Let \(\mathcal{L}\) be a differentiable loss function defined over the predictions of the model on the training data. In AdaBoost, we used the exponential loss, but we could use other loss functions like squared error or logistic loss. Rather than considering weak learners that are binary classifiers, we will now consider real-valued functions \(f_t : \mathbb{R}^d \to \mathbb{R}\).

As before, the combined prediction is given by an ensemble model \(F_t : \mathbb{R}^d \to \mathbb{R}\). The ensemble model is defined as a weighted sum of the predictions of the individual models: \[ F_t(x) = \alpha_1 f_1(x) + \alpha_2 f_2(x) + \ldots + \alpha_t f_t(x) = F_{t-1}(x) + \alpha_t f_t(x). \]
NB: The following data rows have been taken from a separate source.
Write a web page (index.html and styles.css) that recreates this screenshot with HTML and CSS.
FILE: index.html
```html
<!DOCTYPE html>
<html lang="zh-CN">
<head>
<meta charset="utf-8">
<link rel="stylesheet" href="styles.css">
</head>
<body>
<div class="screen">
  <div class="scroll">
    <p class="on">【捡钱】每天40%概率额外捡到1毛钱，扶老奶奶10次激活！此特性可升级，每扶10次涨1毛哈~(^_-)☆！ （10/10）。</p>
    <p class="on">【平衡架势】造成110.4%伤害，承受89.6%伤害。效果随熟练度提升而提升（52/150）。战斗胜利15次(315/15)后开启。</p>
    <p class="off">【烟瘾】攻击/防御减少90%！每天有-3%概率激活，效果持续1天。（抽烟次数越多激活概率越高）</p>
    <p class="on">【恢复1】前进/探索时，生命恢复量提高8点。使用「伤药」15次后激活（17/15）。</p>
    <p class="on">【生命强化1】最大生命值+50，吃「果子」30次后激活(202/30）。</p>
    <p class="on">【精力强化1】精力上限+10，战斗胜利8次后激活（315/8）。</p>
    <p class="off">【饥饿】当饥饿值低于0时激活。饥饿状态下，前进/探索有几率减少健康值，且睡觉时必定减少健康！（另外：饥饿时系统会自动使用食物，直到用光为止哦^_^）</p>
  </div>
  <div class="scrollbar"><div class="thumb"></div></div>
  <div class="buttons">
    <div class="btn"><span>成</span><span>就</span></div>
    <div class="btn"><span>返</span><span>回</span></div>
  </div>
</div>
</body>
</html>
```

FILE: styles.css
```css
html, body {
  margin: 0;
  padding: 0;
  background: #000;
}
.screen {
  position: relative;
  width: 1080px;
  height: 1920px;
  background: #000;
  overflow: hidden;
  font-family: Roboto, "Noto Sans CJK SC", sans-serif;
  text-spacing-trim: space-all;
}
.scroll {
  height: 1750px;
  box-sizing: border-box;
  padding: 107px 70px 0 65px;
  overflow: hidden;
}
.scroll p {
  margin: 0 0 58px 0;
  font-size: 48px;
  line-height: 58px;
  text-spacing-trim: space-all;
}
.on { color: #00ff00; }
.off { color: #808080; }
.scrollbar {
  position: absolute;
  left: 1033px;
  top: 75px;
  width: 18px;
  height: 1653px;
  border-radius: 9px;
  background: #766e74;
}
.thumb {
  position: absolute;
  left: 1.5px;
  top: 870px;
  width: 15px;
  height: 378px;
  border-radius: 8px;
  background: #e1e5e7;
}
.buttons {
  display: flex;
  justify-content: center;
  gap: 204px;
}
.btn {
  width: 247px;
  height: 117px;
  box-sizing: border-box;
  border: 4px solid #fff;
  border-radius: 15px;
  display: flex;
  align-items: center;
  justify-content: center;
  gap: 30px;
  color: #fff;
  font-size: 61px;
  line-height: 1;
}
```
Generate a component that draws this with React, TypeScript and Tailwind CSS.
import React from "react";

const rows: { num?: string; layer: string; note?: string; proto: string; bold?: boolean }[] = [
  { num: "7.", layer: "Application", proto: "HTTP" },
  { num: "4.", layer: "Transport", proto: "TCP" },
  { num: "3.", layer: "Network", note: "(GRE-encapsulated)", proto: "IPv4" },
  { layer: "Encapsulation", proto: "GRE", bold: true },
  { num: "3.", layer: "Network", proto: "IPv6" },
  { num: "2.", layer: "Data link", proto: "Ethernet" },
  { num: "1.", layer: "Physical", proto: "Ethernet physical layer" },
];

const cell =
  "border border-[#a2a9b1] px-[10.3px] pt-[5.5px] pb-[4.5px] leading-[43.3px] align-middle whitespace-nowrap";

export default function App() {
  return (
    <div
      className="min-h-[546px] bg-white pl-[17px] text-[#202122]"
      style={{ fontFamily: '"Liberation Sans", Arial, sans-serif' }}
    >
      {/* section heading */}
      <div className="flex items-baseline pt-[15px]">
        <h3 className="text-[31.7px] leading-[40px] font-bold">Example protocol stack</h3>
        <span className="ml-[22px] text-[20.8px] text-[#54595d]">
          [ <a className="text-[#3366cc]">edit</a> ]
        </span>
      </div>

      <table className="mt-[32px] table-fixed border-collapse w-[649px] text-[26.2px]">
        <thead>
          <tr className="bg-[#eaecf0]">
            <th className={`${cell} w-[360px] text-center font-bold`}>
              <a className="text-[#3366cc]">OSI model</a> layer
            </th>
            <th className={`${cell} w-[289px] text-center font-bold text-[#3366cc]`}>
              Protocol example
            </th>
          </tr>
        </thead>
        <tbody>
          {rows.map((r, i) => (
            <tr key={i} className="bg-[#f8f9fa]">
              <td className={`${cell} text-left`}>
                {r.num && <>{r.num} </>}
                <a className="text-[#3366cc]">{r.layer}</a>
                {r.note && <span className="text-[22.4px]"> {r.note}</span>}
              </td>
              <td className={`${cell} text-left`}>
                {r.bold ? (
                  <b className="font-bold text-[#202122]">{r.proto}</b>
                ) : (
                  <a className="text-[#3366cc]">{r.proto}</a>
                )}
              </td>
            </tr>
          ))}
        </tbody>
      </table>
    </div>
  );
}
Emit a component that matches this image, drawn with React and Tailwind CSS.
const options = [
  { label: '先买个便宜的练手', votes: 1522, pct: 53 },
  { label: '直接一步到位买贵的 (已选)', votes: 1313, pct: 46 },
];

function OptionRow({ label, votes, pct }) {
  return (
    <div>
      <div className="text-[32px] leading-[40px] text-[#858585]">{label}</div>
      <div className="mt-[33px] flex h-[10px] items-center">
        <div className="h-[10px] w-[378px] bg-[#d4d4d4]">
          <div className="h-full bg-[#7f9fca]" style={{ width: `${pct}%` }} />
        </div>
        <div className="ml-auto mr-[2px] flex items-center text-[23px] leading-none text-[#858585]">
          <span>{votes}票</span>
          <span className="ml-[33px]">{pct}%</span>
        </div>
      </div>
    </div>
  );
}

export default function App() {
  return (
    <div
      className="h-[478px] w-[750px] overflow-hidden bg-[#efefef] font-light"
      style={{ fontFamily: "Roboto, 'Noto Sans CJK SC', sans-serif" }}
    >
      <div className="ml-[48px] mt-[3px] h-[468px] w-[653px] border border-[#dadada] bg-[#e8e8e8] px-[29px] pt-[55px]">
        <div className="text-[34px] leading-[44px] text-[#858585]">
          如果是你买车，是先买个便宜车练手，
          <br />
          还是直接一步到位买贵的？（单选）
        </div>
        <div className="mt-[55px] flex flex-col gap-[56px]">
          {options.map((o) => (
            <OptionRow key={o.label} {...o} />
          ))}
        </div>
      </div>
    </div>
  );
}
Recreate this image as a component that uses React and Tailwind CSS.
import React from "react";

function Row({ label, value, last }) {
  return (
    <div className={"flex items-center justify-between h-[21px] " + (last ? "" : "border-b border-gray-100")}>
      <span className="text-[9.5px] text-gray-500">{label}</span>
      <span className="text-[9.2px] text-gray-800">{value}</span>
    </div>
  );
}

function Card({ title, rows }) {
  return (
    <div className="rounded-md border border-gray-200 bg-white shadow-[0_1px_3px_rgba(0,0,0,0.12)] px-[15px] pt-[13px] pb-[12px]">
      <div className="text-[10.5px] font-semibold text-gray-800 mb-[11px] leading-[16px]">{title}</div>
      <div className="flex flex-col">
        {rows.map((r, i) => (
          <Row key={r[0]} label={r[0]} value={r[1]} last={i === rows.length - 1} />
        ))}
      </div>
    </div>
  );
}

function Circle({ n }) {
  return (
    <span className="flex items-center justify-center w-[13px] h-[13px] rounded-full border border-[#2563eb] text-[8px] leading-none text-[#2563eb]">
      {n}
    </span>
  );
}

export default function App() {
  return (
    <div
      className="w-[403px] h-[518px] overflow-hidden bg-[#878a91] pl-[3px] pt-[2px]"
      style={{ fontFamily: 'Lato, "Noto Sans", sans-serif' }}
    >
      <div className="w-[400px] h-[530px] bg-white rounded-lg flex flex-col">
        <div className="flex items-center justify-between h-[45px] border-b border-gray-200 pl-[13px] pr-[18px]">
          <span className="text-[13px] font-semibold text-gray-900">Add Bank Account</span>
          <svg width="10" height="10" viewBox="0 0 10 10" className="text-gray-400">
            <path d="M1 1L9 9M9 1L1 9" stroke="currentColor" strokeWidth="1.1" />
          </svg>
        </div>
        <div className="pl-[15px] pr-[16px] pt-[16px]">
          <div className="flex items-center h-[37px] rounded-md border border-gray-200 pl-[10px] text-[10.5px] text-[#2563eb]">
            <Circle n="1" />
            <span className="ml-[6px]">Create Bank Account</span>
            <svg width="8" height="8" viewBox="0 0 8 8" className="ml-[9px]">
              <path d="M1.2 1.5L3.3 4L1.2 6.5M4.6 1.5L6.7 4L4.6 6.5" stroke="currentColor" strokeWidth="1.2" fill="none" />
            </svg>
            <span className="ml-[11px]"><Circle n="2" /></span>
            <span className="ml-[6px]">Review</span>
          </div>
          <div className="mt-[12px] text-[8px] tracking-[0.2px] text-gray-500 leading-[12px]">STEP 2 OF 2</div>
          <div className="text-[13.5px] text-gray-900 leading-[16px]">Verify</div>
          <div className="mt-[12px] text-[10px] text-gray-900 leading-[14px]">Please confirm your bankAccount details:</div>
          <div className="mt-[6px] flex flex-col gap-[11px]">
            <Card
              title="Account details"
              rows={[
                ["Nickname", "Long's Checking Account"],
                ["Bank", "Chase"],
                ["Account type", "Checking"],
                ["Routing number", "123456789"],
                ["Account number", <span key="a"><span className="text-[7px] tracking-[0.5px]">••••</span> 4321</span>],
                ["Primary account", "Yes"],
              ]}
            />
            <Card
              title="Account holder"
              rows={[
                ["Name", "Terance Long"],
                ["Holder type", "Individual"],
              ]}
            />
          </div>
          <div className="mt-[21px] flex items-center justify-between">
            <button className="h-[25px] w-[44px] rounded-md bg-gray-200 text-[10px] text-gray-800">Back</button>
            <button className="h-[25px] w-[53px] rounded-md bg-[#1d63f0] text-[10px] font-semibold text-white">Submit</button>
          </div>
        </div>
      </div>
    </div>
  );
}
Our goal is to find a weak learner \(f_t\) that minimizes the loss \[ \arg \min_{f_t} \sum_{i=1}^n \mathcal{L}(y^{(i)}, F_{t-1}(\mathbf{x}^{(i)}) + f_t(\mathbf{x}^{(i)})). \] Recall that the gradient descent update subtracts the gradient of the parameter (opposite the direction of steepest ascent) for a small learning rate \(\alpha\). Instead of updating the parameters of the model, we will update the predictions of the model. In our boosting language, the gradient descent update for the \(i\)th prediction is \[ F_t(\mathbf{x}^{(i)}) = F_{t-1}(\mathbf{x}^{(i)}) - \alpha \frac{ \partial \mathcal{L}(y^{(i)}, F_{t-1}(\mathbf{x}^{(i)}))}{\partial F_{t-1}(\mathbf{x}^{(i)})}. \] In practice, finding a function that exactly matches the gradient is difficult, so we will instead find a function that approximates the gradient. That is, we train a weak learner \(f_t\) to fit the points \((\mathbf{x}^{(i)}, \frac{ \partial \mathcal{L}(y^{(i)}, F_{t-1}(\mathbf{x}^{(i)}))}{\partial F_{t-1}(\mathbf{x}^{(i)})})\) for \(i \in \{1, \ldots n\}\). When the loss is the squared error loss, i.e., \[ \mathcal{L}(y, F_{t-1}(\mathbf{x})) = \frac12 (F_{t-1}(\mathbf{x}) - y)^2, \] the gradient of the loss with respect to the prediction is simply the residual between the prior prediction and the label, i.e., \[ \frac{ \partial \mathcal{L}(y, F_{t-1}(\mathbf{x}))}{\partial F_{t-1}(\mathbf{x})} = F_{t-1}(\mathbf{x}) - y. \] In this, gradient boosting has a nice interpretation as an iterative process of fitting a model to the residuals of the prior model. Once we have trained the weak learner \(f_t\), we can select the weight \(\alpha_t\) to minimize the loss of the composite model: \[ \alpha_t = \arg \min_\alpha \sum_{i=1}^n \mathcal{L}(y^{(i)}, F_{t-1}(\mathbf{x}^{(i)}) + \alpha f_t(\mathbf{x}^{(i)})). \] When the loss is differentiable and convex (e.g., mean squared error), we can find the optimal weight \(\alpha_t\) by differentiating the loss with respect to \(\alpha_t\) and setting it to zero.

The gradient boosting algorithm called XGBoost is a popular implementation. Since 2014, XGboost has basically been the best performing model on many supervised learning tasks. However, foundation models like TabPFN are starting to outperform XGBoost on small to medium-sized datasets. Like modern models, TabPFN uses a transformer architecture, and is trained on some 130 million synthetic datasets. While XGBoost requires relearning an ensemble for each new dataset, TabPFN can be run without any training by simply passing labeled example data, and unlabeled validation data as input to the model.